#### Task instructions:
Copy each line of the data below with the word "that".

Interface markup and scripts
****
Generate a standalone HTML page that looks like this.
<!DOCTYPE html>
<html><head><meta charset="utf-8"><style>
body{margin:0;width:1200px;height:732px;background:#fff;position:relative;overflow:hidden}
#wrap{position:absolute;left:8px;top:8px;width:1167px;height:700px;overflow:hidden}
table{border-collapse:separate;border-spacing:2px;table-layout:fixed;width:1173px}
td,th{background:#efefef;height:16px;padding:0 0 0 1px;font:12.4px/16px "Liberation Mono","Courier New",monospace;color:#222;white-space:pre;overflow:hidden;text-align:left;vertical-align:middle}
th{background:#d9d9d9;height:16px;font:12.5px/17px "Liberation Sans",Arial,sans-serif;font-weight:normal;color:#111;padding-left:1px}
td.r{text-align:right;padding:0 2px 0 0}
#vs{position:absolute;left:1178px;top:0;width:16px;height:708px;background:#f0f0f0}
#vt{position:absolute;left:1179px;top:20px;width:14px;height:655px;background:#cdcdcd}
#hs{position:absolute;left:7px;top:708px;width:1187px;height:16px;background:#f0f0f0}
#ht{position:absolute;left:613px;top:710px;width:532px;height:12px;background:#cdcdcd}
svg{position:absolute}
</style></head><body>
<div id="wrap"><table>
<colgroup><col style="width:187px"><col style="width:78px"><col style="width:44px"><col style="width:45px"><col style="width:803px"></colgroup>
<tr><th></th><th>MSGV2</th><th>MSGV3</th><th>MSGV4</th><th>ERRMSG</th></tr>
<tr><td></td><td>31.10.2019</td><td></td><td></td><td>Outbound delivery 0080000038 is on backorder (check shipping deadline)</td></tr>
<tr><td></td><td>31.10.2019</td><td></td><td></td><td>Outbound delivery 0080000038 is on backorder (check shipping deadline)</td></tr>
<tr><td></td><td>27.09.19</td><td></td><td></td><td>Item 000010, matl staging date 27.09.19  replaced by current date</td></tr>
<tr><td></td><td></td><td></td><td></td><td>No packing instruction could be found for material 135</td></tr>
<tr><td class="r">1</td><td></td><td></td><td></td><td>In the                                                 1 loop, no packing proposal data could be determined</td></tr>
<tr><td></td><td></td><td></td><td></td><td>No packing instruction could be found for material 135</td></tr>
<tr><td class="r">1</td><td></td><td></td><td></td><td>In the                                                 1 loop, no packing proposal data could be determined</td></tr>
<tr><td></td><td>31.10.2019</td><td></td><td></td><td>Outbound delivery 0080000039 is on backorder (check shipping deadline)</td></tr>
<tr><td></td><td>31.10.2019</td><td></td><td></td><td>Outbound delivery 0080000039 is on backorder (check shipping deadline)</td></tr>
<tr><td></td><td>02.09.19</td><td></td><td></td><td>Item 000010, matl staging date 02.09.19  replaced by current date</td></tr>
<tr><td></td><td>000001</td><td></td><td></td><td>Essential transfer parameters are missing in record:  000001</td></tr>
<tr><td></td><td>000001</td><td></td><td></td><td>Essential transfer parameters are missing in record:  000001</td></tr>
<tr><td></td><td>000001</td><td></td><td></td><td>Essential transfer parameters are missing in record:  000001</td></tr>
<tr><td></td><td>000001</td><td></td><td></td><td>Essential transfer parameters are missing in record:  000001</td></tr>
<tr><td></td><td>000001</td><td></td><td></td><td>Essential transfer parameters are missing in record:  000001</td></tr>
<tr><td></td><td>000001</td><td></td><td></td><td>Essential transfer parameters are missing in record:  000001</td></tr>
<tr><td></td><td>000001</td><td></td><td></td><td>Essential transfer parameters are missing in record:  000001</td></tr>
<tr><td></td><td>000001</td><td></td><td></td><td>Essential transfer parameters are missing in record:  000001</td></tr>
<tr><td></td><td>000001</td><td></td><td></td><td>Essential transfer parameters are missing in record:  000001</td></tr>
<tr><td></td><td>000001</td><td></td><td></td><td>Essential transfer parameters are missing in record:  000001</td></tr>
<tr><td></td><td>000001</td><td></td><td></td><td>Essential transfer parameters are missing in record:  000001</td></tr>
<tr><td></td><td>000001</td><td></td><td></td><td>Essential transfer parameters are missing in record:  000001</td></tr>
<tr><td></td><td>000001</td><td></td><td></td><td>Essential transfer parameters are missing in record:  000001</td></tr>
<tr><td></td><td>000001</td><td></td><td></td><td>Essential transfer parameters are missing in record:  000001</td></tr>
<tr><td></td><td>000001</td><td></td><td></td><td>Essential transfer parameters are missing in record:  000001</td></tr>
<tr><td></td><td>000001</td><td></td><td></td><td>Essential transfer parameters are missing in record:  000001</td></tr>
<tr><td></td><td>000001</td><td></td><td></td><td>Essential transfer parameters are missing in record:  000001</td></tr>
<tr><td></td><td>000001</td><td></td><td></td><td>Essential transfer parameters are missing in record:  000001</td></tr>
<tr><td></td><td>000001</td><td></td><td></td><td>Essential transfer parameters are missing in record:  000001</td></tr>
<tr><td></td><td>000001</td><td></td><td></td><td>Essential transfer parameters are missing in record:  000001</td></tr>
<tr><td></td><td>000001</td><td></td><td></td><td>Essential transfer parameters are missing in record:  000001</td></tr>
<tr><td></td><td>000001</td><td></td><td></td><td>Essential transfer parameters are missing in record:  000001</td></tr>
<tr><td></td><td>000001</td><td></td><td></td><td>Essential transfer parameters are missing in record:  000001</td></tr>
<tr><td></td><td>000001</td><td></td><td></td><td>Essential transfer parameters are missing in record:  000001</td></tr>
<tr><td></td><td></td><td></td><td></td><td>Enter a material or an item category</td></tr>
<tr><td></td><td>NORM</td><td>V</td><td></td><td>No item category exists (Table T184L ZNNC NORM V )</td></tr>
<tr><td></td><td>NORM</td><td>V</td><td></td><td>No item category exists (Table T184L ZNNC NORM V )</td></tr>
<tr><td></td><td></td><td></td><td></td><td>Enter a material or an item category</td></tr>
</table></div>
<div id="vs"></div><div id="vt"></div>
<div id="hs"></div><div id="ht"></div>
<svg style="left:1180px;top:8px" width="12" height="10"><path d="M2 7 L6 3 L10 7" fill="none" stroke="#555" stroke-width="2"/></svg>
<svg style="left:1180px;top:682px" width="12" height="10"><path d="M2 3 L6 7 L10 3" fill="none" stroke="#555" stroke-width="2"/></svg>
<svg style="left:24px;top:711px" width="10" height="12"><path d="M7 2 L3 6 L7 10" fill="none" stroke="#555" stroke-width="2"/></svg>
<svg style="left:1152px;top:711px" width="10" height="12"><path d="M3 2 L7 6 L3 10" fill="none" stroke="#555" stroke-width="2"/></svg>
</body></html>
****
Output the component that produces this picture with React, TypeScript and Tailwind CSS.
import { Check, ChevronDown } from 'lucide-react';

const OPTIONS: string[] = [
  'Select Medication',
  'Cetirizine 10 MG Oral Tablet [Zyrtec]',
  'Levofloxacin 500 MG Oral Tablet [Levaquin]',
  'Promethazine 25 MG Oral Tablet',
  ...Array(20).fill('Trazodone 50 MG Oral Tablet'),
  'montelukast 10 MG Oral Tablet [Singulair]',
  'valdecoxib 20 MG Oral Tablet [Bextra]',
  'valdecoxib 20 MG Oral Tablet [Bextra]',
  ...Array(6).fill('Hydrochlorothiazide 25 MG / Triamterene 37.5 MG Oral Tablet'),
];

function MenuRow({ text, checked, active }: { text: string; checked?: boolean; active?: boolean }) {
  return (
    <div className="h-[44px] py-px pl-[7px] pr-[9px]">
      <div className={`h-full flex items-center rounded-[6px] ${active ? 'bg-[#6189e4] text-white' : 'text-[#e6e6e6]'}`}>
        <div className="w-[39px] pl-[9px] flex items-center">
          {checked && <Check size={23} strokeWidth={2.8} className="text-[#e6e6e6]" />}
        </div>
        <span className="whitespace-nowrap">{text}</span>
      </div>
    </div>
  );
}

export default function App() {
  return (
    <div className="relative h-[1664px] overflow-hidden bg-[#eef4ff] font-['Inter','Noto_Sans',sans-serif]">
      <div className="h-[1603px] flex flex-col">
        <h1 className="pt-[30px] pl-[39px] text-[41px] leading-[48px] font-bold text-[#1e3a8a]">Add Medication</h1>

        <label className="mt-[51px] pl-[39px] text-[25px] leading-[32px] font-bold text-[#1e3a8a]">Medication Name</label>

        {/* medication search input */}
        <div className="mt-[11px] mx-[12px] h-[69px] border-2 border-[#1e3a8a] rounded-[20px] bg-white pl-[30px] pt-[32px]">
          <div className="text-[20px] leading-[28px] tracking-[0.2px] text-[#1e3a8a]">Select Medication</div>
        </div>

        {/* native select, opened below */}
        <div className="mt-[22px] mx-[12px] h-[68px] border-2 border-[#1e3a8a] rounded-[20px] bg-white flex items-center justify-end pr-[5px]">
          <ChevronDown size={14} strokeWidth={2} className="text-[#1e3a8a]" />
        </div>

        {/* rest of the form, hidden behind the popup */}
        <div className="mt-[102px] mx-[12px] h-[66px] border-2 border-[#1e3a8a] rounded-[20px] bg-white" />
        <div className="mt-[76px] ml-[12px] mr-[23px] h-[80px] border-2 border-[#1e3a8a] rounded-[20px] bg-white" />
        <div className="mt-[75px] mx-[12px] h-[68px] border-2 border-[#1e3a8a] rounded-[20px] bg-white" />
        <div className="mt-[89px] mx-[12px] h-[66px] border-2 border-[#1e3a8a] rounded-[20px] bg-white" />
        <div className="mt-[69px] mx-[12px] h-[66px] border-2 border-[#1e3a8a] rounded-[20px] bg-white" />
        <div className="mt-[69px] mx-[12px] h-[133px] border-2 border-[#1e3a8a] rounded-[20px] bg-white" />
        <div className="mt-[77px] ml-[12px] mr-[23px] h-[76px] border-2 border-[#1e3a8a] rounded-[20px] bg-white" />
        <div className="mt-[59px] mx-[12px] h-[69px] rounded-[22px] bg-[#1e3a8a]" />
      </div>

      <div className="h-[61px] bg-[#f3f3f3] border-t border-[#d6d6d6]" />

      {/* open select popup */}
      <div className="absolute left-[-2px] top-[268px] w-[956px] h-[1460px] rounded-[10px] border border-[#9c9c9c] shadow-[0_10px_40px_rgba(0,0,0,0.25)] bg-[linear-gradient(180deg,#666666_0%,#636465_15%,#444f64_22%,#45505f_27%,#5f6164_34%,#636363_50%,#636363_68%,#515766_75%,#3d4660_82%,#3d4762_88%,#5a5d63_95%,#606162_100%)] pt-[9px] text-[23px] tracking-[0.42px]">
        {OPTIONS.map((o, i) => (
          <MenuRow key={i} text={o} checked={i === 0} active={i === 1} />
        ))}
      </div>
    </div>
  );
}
****
#### Solution:
Generate a standalone HTML page that looks like this.
Output the component that produces this picture with React, TypeScript and Tailwind CSS.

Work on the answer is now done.